Patch up the Cypher queries as needed in case the Cypher implementations of Neo4j and RedisGraph are not 1 to 1.
At the end of Phase 1, we should still have a functioning Graphryder API that works with Graphryder Dashboard, but the importFromDiscourse module can now be scrapped. We now have all the raw SSNA data available through an endpoint that accepts Cypher queries.
Phase 2: Make Graphryder API multi-tenant
At the end of Phase 1, Graphryder API is still single-tenant. Graphtulip prepares “tlp” data files that are downloaded by the Graphryder Dashboard. Currently, it has no way of keeping track of multiple subgraphs, and each “tag-focus” subgraph needs to be processed independently for display.
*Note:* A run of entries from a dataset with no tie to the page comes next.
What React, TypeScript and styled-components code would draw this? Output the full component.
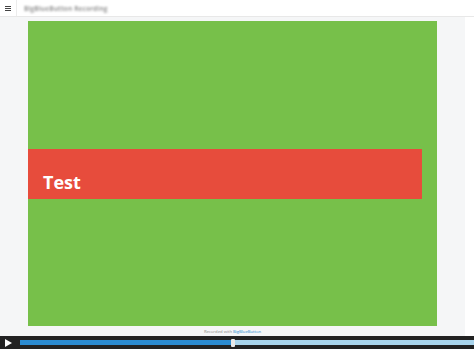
import React from "react";
import styled, { createGlobalStyle } from "styled-components";

const Global = createGlobalStyle`
  html, body { margin: 0; padding: 0; background: #ffffff; }
  #root { width: 474px; height: 349px; overflow: hidden; }
`;

const Page = styled.div`
  width: 474px;
  height: 349px;
  display: flex;
  flex-direction: column;
  font-family: "Open Sans", "DejaVu Sans", sans-serif;
`;

const Header = styled.header`
  height: 16px;
  flex: none;
  display: flex;
  align-items: center;
  background: #ffffff;
  border-bottom: 1px solid #e8e8e8;
`;

const MenuButton = styled.div`
  width: 17px;
  height: 16px;
  display: flex;
  align-items: center;
  justify-content: center;
  border-right: 1px solid #ececec;
  box-sizing: border-box;
`;

const Logo = styled.div`
  margin-left: 7px;
  font-size: 6.5px;
  font-weight: 700;
  color: #9a9a9a;
  letter-spacing: 0.1px;
  filter: blur(0.9px);
  white-space: nowrap;
`;

const Body = styled.div`
  flex: 1;
  display: flex;
  background: #ffffff;
`;

const Stage = styled.main`
  flex: 1;
  display: flex;
  flex-direction: column;
  background: #f5f6f7;
  padding: 4px 0 0 28px;
`;

const Slide = styled.div`
  width: 409px;
  height: 305px;
  background: #77c04a;
  display: flex;
  flex-direction: column;
  padding-top: 128px;
  box-sizing: border-box;
`;

const Banner = styled.div`
  width: 394px;
  height: 50px;
  background: #e74c3c;
  box-sizing: border-box;
  padding: 21px 0 0 15px;
  color: #ffffff;
  font-family: "Open Sans", "Noto Sans", sans-serif;
  font-weight: 700;
  font-size: 18px;
  line-height: 24px;
`;

const Caption = styled.div`
  width: 409px;
  height: 10px;
  display: flex;
  align-items: center;
  justify-content: center;
  font-size: 4.2px;
  color: #8a8a8a;
`;

const CaptionLink = styled.span`
  color: #2a8ad0;
  margin-left: 1px;
`;

const RightStrip = styled.div`
  width: 9px;
  background: #ffffff;
`;

const Controls = styled.div`
  height: 13px;
  flex: none;
  background: #222222;
  display: flex;
  align-items: center;
`;

const PlayButton = styled.div`
  width: 20px;
  display: flex;
  align-items: center;
  justify-content: center;
  padding-right: 3px;
  box-sizing: border-box;
`;

const Track = styled.div`
  flex: 1;
  height: 5px;
  display: flex;
  align-items: center;
  background: #a8d4ec;
`;

const Played = styled.div`
  height: 5px;
  background: #2b8bd0;
`;

const Handle = styled.div`
  width: 4px;
  height: 8px;
  background: #e8e8e8;
  border-radius: 1px;
  flex: none;
`;

export default function App() {
  const progress = 211;
  return (
    <>
      <Global />
      <Page>
        <Header>
          <MenuButton>
            <svg width="6" height="5" viewBox="0 0 6 5">
              <rect x="0" y="0" width="6" height="1" fill="#444" />
              <rect x="0" y="2" width="6" height="1" fill="#444" />
              <rect x="0" y="4" width="6" height="1" fill="#444" />
            </svg>
          </MenuButton>
          <Logo>BigBlueButton Recording</Logo>
        </Header>
        <Body>
          <Stage>
            <Slide>
              <Banner>Test</Banner>
            </Slide>
            <Caption>
              Recorded with <CaptionLink>BigBlueButton</CaptionLink>
            </Caption>
          </Stage>
          <RightStrip />
        </Body>
        <Controls>
          <PlayButton>
            <svg width="7" height="8" viewBox="0 0 7 8">
              <path d="M0 0 L7 4 L0 8 Z" fill="#ffffff" />
            </svg>
          </PlayButton>
          <Track>
            <Played style={{ width: progress }} />
            <Handle />
          </Track>
        </Controls>
      </Page>
    </>
  );
}
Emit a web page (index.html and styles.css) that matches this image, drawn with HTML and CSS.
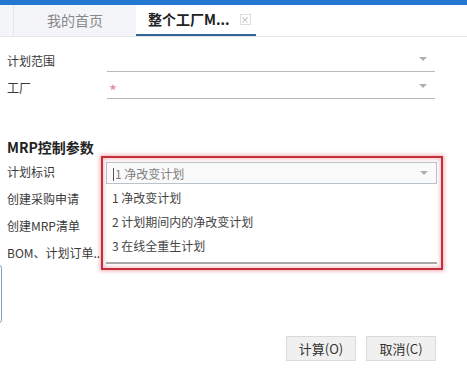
FILE: index.html
```
<!DOCTYPE html>
<html>
  <head>
    <title>MRP 计算</title>
    <link rel="stylesheet" href="styles.css">
  </head>
  <body>
    <div class="topbar"></div>
    <div class="tabs">
      <div class="tab-pad"></div>
      <div class="tab">我的首页</div>
      <div class="tab active">
        <span>整个工厂M...</span>
        <span class="close">×</span>
      </div>
      <div class="tab-rest"></div>
    </div>

    <div class="form">
      <div class="row">
        <label>计划范围</label>
        <div class="field"><span class="arrow"></span></div>
      </div>
      <div class="row">
        <label>工厂</label>
        <div class="field"><span class="req">*</span><span class="arrow"></span></div>
      </div>

      <h2>MRP控制参数</h2>

      <div class="row">
        <label>计划标识</label>
        <div class="picker">
          <div class="combo">
            <span class="value"><span class="caret"></span>1 净改变计划</span>
            <span class="arrow"></span>
          </div>
          <ul class="options">
            <li>1 净改变计划</li>
            <li>2 计划期间内的净改变计划</li>
            <li>3 在线全重生计划</li>
          </ul>
          <div class="highlight"></div>
        </div>
      </div>
      <div class="row">
        <label>创建采购申请</label>
      </div>
      <div class="row">
        <label>创建MRP清单</label>
      </div>
      <div class="row">
        <label>BOM、计划订单...</label>
      </div>
    </div>

    <div class="side-box"></div>

    <div class="buttons">
      <button>计算(O)</button>
      <button>取消(C)</button>
    </div>
  </body>
</html>
```

FILE: styles.css
```
body {
  margin: 0;
  width: 467px;
  height: 378px;
  overflow: hidden;
  background: #fff;
  font-family: "Noto Sans CJK SC", "Noto Sans", sans-serif;
  font-size: 12px;
  color: #3a3a3a;
}

.topbar {
  height: 5px;
  background: #2477d1;
}

.tabs {
  display: flex;
  height: 31px;
  background: #f3f5f8;
  border-bottom: 1px solid #e3e5e8;
}

.tab-pad {
  width: 13px;
  border-right: 1px solid #e4e6e9;
}

.tab {
  width: 122px;
  line-height: 31px;
  text-align: center;
  font-size: 14px;
  color: #888;
}

.tab.active {
  width: 120px;
  padding-left: 12px;
  display: flex;
  align-items: center;
  gap: 10px;
  text-align: left;
  background: #fff;
  color: #222;
  font-weight: bold;
  border-bottom: 2px solid #34659a;
  box-sizing: border-box;
}

.close {
  width: 9px;
  height: 9px;
  border: 1px solid #ddd;
  font-size: 9px;
  line-height: 9px;
  text-align: center;
  font-weight: normal;
  color: #aaa;
}

.tab-rest {
  flex: 1;
  background: #fff;
}

.form {
  padding: 10px 7px 0;
}

.row {
  display: flex;
  height: 27px;
}

.row label {
  width: 100px;
  line-height: 27px;
  white-space: nowrap;
  overflow: hidden;
}

.field {
  width: 328px;
  height: 25px;
  border-bottom: 1px solid #b8b8b8;
  display: flex;
  align-items: center;
  padding-right: 8px;
  box-sizing: border-box;
}

.req {
  color: #e08aa4;
  font-size: 17px;
  line-height: 17px;
  margin-left: 2px;
  margin-top: 9px;
}

.arrow {
  margin-left: auto;
  width: 0;
  height: 0;
  border-left: 4px solid transparent;
  border-right: 4px solid transparent;
  border-top: 4px solid #aeaeae;
}

h2 {
  margin: 36px 0 1px;
  font-size: 14px;
  line-height: 20px;
  color: #222;
}

.picker {
  position: relative;
  margin: 4px 0 0 -1px;
  width: 331px;
  height: 22px;
}

.combo {
  display: flex;
  align-items: center;
  height: 22px;
  padding: 0 8px 0 6px;
  border: 1px solid #b9c3cc;
  background: #fafafa;
  box-sizing: border-box;
  color: #808080;
}

.caret {
  display: inline-block;
  width: 1px;
  height: 13px;
  background: #555;
  margin-right: 1px;
  vertical-align: -2px;
}

.options {
  position: absolute;
  top: 22px;
  left: 0;
  right: 0;
  height: 80px;
  margin: 0;
  padding: 2px 0 0 6px;
  list-style: none;
  background: #fff;
  border-bottom: 2px solid #a9a9a9;
  box-sizing: border-box;
  z-index: 2;
}

.options li {
  line-height: 24px;
  color: #444;
}

.highlight {
  position: absolute;
  left: -5px;
  top: -6px;
  right: -6px;
  bottom: -86px;
  border: 2px solid #c3303c;
  box-shadow: 0 0 4px 1px rgba(215, 70, 80, 0.45), inset 0 0 4px 1px rgba(215, 70, 80, 0.35);
  z-index: 3;
}

.side-box {
  margin: -1px 0 0 -20px;
  width: 20px;
  height: 56px;
  border: 1px solid #7f9fc2;
  border-radius: 3px;
}

.buttons {
  display: flex;
  justify-content: flex-end;
  gap: 10px;
  margin-top: 13px;
  padding-right: 31px;
}

.buttons button {
  width: 70px;
  height: 25px;
  background: #f0f0f0;
  border: 1px solid #dadada;
  font-family: "Noto Sans CJK SC", "Noto Sans", sans-serif;
  font-size: 13px;
  color: #333;
}
```
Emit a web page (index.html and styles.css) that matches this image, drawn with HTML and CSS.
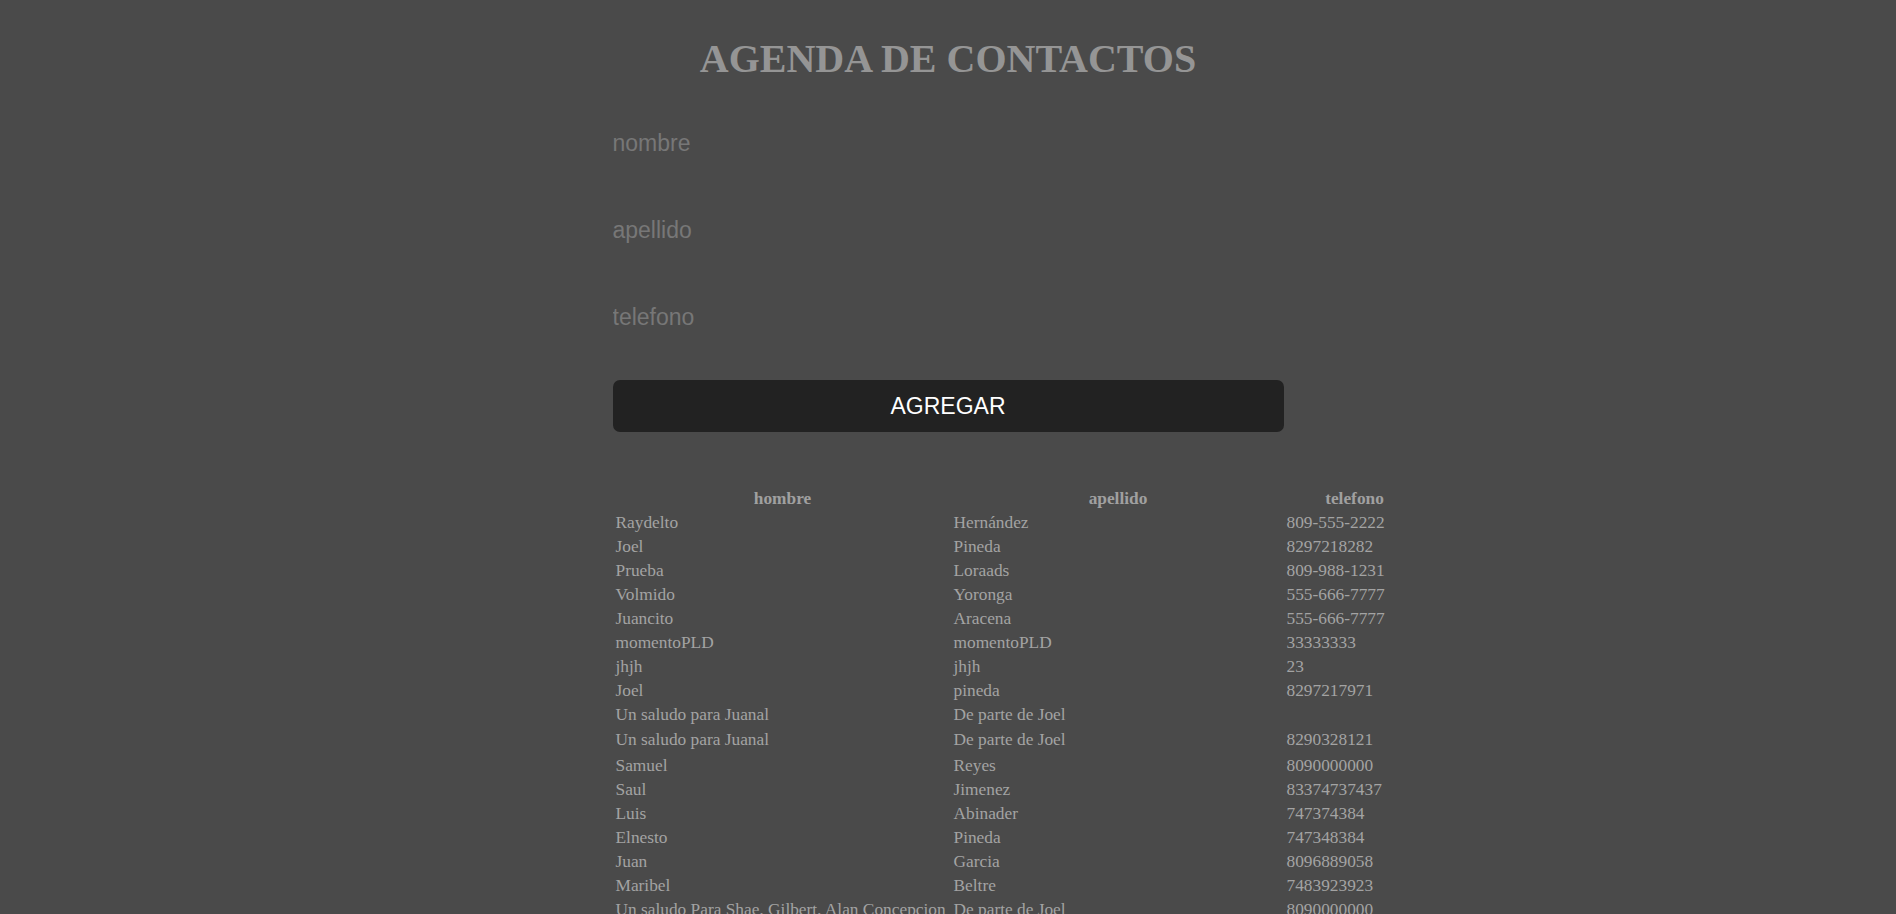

In phase 2, the Graphryder API is refactored to be able to handle keeping track of an arbitrary number of subgraphs and their corresponding tlp files, and serve up the right files to the Graphryder Dashboard when passed the right tag.
Phase 3: Rebuild a multi-tenant Graphryder Dashboard with Vue.js
Graphryder Dashboard has served us well, but its core technologies are aging to the point of being very hard to maintain. We would like to rebuild the dashboard in Vue, which would also allow us to abstract the components and display Graphryder SSNA graphs on our other websites.
Furthermore, one deployment of Dashboard per API should be enough, and the tag focus should be possible to set client-side.
Doing the work
I have previously talked to @gdpelican about this, and he has been experimenting with RedisGraph.
To get us started, I would like to offer him to work on Phase 1. We could pull the budget from a few different places and share it between units, but it’s hard to estimate exactly how much we need without letting him get to work on scoping out the project.
What I can offer directly is work for up to 10 hours on scoping out the time needed to complete phase 1. This only means coming back with a plan and time estimate. I can also guarantee that we have the budget for up to at least 80 hours from projects I run, and I will talk to @matthias and @alberto to see if we can pool resources to get Phase 2 and 3 done.
Are you still interested in working on this @gdpelican?